## YOUR GOAL
Find all the lines with "that" and gather them.

## DATA EXTRACT
-- begin --

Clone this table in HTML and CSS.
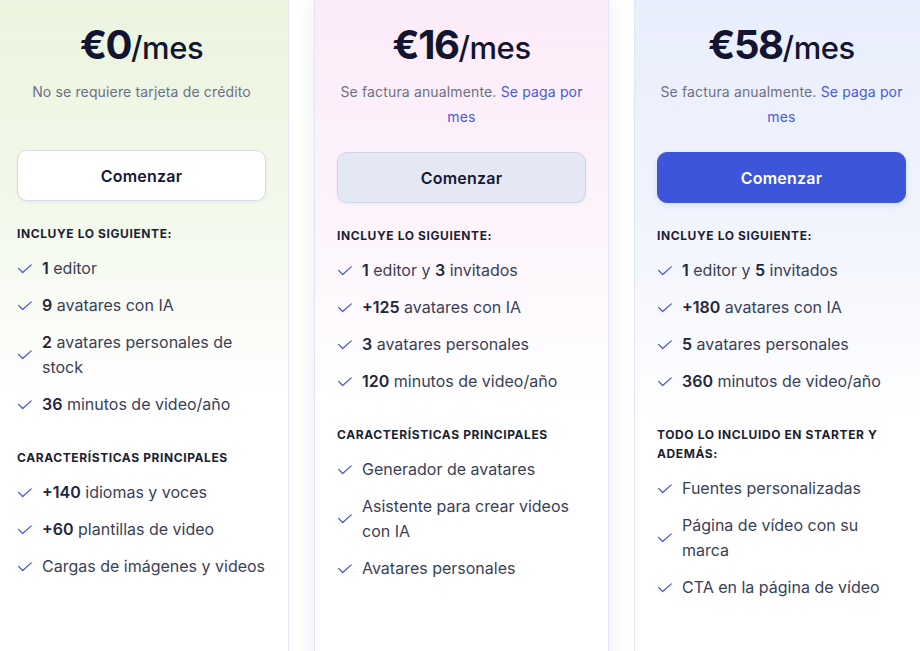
FILE: index.html
```html
<!DOCTYPE html>
<html lang="es">
<head>
<meta charset="utf-8">
<title>Planes</title>
<link rel="stylesheet" href="styles.css">
</head>
<body>
<div class="plans">
  <section class="card card--free">
    <h2 class="price"><span class="amount">€0</span><span class="per">/mes</span></h2>
    <p class="sub sub--single">No se requiere tarjeta de crédito</p>
    <button class="btn btn--light">Comenzar</button>
    <h3 class="group">Incluye lo siguiente:</h3>
    <ul class="feats">
      <li><svg class="chk" viewBox="0 0 15 10"><path d="M0.6 4.4 L5 8.8 L14.2 0.6"/></svg><span><b>1</b> editor</span></li>
      <li><svg class="chk" viewBox="0 0 15 10"><path d="M0.6 4.4 L5 8.8 L14.2 0.6"/></svg><span><b>9</b> avatares con IA</span></li>
      <li><svg class="chk" viewBox="0 0 15 10"><path d="M0.6 4.4 L5 8.8 L14.2 0.6"/></svg><span><b>2</b> avatares personales de stock</span></li>
      <li><svg class="chk" viewBox="0 0 15 10"><path d="M0.6 4.4 L5 8.8 L14.2 0.6"/></svg><span><b>36</b> minutos de video/año</span></li>
    </ul>
    <h3 class="group">Características principales</h3>
    <ul class="feats">
      <li><svg class="chk" viewBox="0 0 15 10"><path d="M0.6 4.4 L5 8.8 L14.2 0.6"/></svg><span><b>+140</b> idiomas y voces</span></li>
      <li><svg class="chk" viewBox="0 0 15 10"><path d="M0.6 4.4 L5 8.8 L14.2 0.6"/></svg><span><b>+60</b> plantillas de video</span></li>
      <li><svg class="chk" viewBox="0 0 15 10"><path d="M0.6 4.4 L5 8.8 L14.2 0.6"/></svg><span>Cargas de imágenes y videos</span></li>
    </ul>
  </section>

  <section class="card card--starter">
    <h2 class="price"><span class="amount">€16</span><span class="per">/mes</span></h2>
    <p class="sub">Se factura anualmente. <a class="link" href="#">Se paga por mes</a></p>
    <button class="btn btn--soft">Comenzar</button>
    <h3 class="group">Incluye lo siguiente:</h3>
    <ul class="feats">
      <li><svg class="chk" viewBox="0 0 15 10"><path d="M0.6 4.4 L5 8.8 L14.2 0.6"/></svg><span><b>1</b> editor y <b>3</b> invitados</span></li>
      <li><svg class="chk" viewBox="0 0 15 10"><path d="M0.6 4.4 L5 8.8 L14.2 0.6"/></svg><span><b>+125</b> avatares con IA</span></li>
      <li><svg class="chk" viewBox="0 0 15 10"><path d="M0.6 4.4 L5 8.8 L14.2 0.6"/></svg><span><b>3</b> avatares personales</span></li>
      <li><svg class="chk" viewBox="0 0 15 10"><path d="M0.6 4.4 L5 8.8 L14.2 0.6"/></svg><span><b>120</b> minutos de video/año</span></li>
    </ul>
    <h3 class="group">Características principales</h3>
    <ul class="feats">
      <li><svg class="chk" viewBox="0 0 15 10"><path d="M0.6 4.4 L5 8.8 L14.2 0.6"/></svg><span>Generador de avatares</span></li>
      <li><svg class="chk" viewBox="0 0 15 10"><path d="M0.6 4.4 L5 8.8 L14.2 0.6"/></svg><span>Asistente para crear videos con IA</span></li>
      <li><svg class="chk" viewBox="0 0 15 10"><path d="M0.6 4.4 L5 8.8 L14.2 0.6"/></svg><span>Avatares personales</span></li>
    </ul>
  </section>

  <section class="card card--pro">
    <h2 class="price"><span class="amount">€58</span><span class="per">/mes</span></h2>
    <p class="sub">Se factura anualmente. <a class="link" href="#">Se paga por mes</a></p>
    <button class="btn btn--primary">Comenzar</button>
    <h3 class="group">Incluye lo siguiente:</h3>
    <ul class="feats">
      <li><svg class="chk" viewBox="0 0 15 10"><path d="M0.6 4.4 L5 8.8 L14.2 0.6"/></svg><span><b>1</b> editor y <b>5</b> invitados</span></li>
      <li><svg class="chk" viewBox="0 0 15 10"><path d="M0.6 4.4 L5 8.8 L14.2 0.6"/></svg><span><b>+180</b> avatares con IA</span></li>
      <li><svg class="chk" viewBox="0 0 15 10"><path d="M0.6 4.4 L5 8.8 L14.2 0.6"/></svg><span><b>5</b> avatares personales</span></li>
      <li><svg class="chk" viewBox="0 0 15 10"><path d="M0.6 4.4 L5 8.8 L14.2 0.6"/></svg><span><b>360</b> minutos de video/año</span></li>
    </ul>
    <h3 class="group">Todo lo incluido en Starter y además:</h3>
    <ul class="feats">
      <li><svg class="chk" viewBox="0 0 15 10"><path d="M0.6 4.4 L5 8.8 L14.2 0.6"/></svg><span>Fuentes personalizadas</span></li>
      <li><svg class="chk" viewBox="0 0 15 10"><path d="M0.6 4.4 L5 8.8 L14.2 0.6"/></svg><span>Página de vídeo con su marca</span></li>
      <li><svg class="chk" viewBox="0 0 15 10"><path d="M0.6 4.4 L5 8.8 L14.2 0.6"/></svg><span>CTA en la página de vídeo</span></li>
    </ul>
  </section>
</div>
</body>
</html>
```
FILE: styles.css
```css
* { box-sizing: border-box; }
html, body { margin: 0; padding: 0; }
body {
  background: #ffffff;
  font-family: Inter, "Noto Sans", "Liberation Sans", sans-serif;
  color: #3a3f57;
  overflow: hidden;
  height: 651px;
}
.plans {
  display: flex;
  gap: 25px;
  margin-left: -6px;
  height: 700px;
}
.card {
  flex: 0 0 295px;
  padding: 21px 22px 0;
  border-left: 1px solid #dfe5f8;
  border-right: 1px solid #dfe5f8;
}
.card--free {
  border-left-color: transparent;
  background: linear-gradient(180deg, #ebf5de 0px, #f2f8ea 200px, #ffffff 400px);
}
.card--starter {
  background: linear-gradient(180deg, #fcebf9 0px, #fdf3fb 200px, #ffffff 400px);
  box-shadow: 0 0 22px rgba(30, 30, 60, 0.08);
  position: relative;
}
.card--pro {
  border-right-color: transparent;
  background: linear-gradient(180deg, #e9eefc 0px, #f1f4fd 220px, #ffffff 420px);
}
.price {
  margin: 0;
  text-align: center;
  line-height: 48px;
  color: #131530;
  white-space: nowrap;
}
.amount {
  font-size: 40px;
  font-weight: 700;
  letter-spacing: -1.5px;
}
.per {
  font-size: 31px;
  font-weight: 500;
  letter-spacing: -0.4px;
}
.sub {
  margin: 4px 0 0;
  min-height: 50px;
  text-align: center;
  font-size: 14px;
  line-height: 25px;
  letter-spacing: 0.15px;
  color: #6b7086;
}
.sub--single { min-height: 48px; }
.link {
  color: #4a5ad9;
  text-decoration: none;
}
.btn {
  display: block;
  width: 100%;
  height: 51px;
  margin-top: 23px;
  border-radius: 10px;
  font-family: inherit;
  font-size: 16px;
  font-weight: 600;
  letter-spacing: 0.2px;
  cursor: pointer;
}
.btn--light {
  background: #ffffff;
  border: 1px solid #d6dbea;
  color: #161833;
  box-shadow: 0 1px 3px rgba(30, 40, 80, 0.06);
}
.btn--soft {
  background: #e4e8f4;
  border: 1px solid #cfd5e6;
  color: #161833;
  box-shadow: 0 1px 3px rgba(30, 40, 80, 0.06);
}
.btn--primary {
  background: #3d55d9;
  border: 1px solid #3d55d9;
  color: #ffffff;
  box-shadow: 0 2px 6px rgba(61, 85, 217, 0.15);
}
.group {
  margin: 23px 0 0;
  font-size: 12px;
  font-weight: 700;
  line-height: 19px;
  letter-spacing: 0.6px;
  text-transform: uppercase;
  color: #1c1e33;
}
.feats + .group { margin-top: 31px; }
.feats {
  list-style: none;
  margin: 13px 0 0;
  padding: 0;
  display: flex;
  flex-direction: column;
  gap: 12px;
}
.feats li {
  display: flex;
  align-items: center;
  gap: 10px;
  font-size: 16px;
  line-height: 25px;
  letter-spacing: 0;
  color: #3a3f57;
}
.feats b {
  font-weight: 600;
  color: #22263b;
}
.chk {
  flex: 0 0 14px;
  width: 14px;
  height: 10px;
  margin-left: 1px;
  fill: none;
  stroke: #4454dc;
  stroke-width: 1.3;
  stroke-linecap: round;
  stroke-linejoin: round;
}
```
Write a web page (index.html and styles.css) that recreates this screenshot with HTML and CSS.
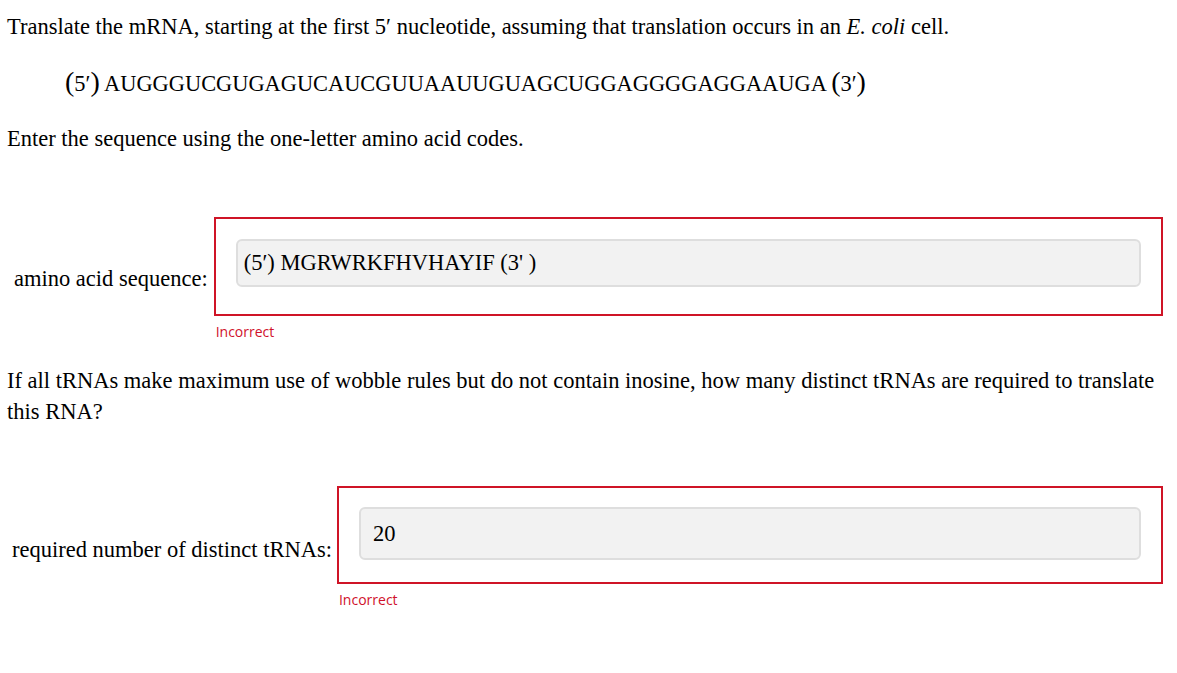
FILE: index.html
```html
<!DOCTYPE html>
<html lang="en">
<head>
  <meta charset="UTF-8" />
  <meta name="viewport" content="width=device-width, initial-scale=1.0">
  <title>mRNA translation</title>
  <link rel="stylesheet" href="styles.css">
</head>
<body>
  <p class="prompt first">Translate the mRNA, starting at the first 5′ nucleotide, assuming that translation occurs in an <i>E. coli</i> cell.</p>

  <p class="formula"><span class="paren">(</span>5′<span class="paren">)</span> AUGGGUCGUGAGUCAUCGUUAAUUGUAGCUGGAGGGGAGGAAUGA <span class="paren">(</span>3′<span class="paren">)</span></p>

  <p class="prompt">Enter the sequence using the one-letter amino acid codes.</p>

  <div class="question q-seq">
    <label class="q-label" for="seqInput">amino acid sequence:</label>
    <div class="answer">
      <div class="answer-box">
        <input class="answer-input" id="seqInput" type="text" value="(5′) MGRWRKFHVHAYIF (3' )" readonly>
      </div>
      <div class="feedback">Incorrect</div>
    </div>
  </div>

  <p class="prompt">If all tRNAs make maximum use of wobble rules but do not contain inosine, how many distinct tRNAs are required to translate this RNA?</p>

  <div class="question q-num">
    <label class="q-label" for="numInput">required number of distinct tRNAs:</label>
    <div class="answer">
      <div class="answer-box">
        <input class="answer-input" id="numInput" type="text" value="20" readonly>
      </div>
      <div class="feedback">Incorrect</div>
    </div>
  </div>
</body>
</html>
```

FILE: styles.css
```css
* {
  box-sizing: border-box;
}

body {
  font-family: 'Liberation Serif', 'Times New Roman', serif;
  font-size: 22.5px;
  line-height: 31px;
  color: #000;
  background: #fff;
  margin: 0;
  padding: 0 14px 0 7px;
}

.prompt {
  margin: 24px 0 0;
}

.prompt.first {
  margin-top: 11px;
}

.formula {
  margin: 24px 0 0 58px;
  font-size: 22.4px;
}

.paren {
  font-size: 28px;
  font-weight: 300;
}

.question {
  display: flex;
  align-items: flex-start;
  margin-top: 63px;
}

.q-num {
  margin-top: 59px;
}

.q-label {
  padding: 0 6px 0 7px;
  align-self: flex-start;
}

.q-seq .q-label {
  margin-top: 46px;
}

.q-num .q-label {
  margin-top: 48px;
  padding: 0 5px 0 5px;
}

.answer {
  flex: 1;
}

.answer-box {
  border: 2px solid #cf1426;
  padding: 20px 20px 27px;
}

.q-num .answer-box {
  padding: 19px 20px 22px;
}

.answer-input {
  display: block;
  width: 100%;
  height: 48px;
  font-family: inherit;
  font-size: 22.5px;
  color: #000;
  background: #f2f2f2;
  border: 2px solid #dedede;
  border-radius: 6px;
  padding: 0 6px;
  outline: none;
}

.q-num .answer-input {
  height: 53px;
  padding: 0 12px;
}

.feedback {
  font-family: 'Open Sans', 'Noto Sans', sans-serif;
  font-size: 14px;
  line-height: 18px;
  color: #d0112b;
  padding: 7px 0 0 2px;
}
```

-- end --

## THE RESULT
Write a web page (index.html and styles.css) that recreates this screenshot with HTML and CSS.
  <p class="prompt first">Translate the mRNA, starting at the first 5′ nucleotide, assuming that translation occurs in an <i>E. coli</i> cell.</p>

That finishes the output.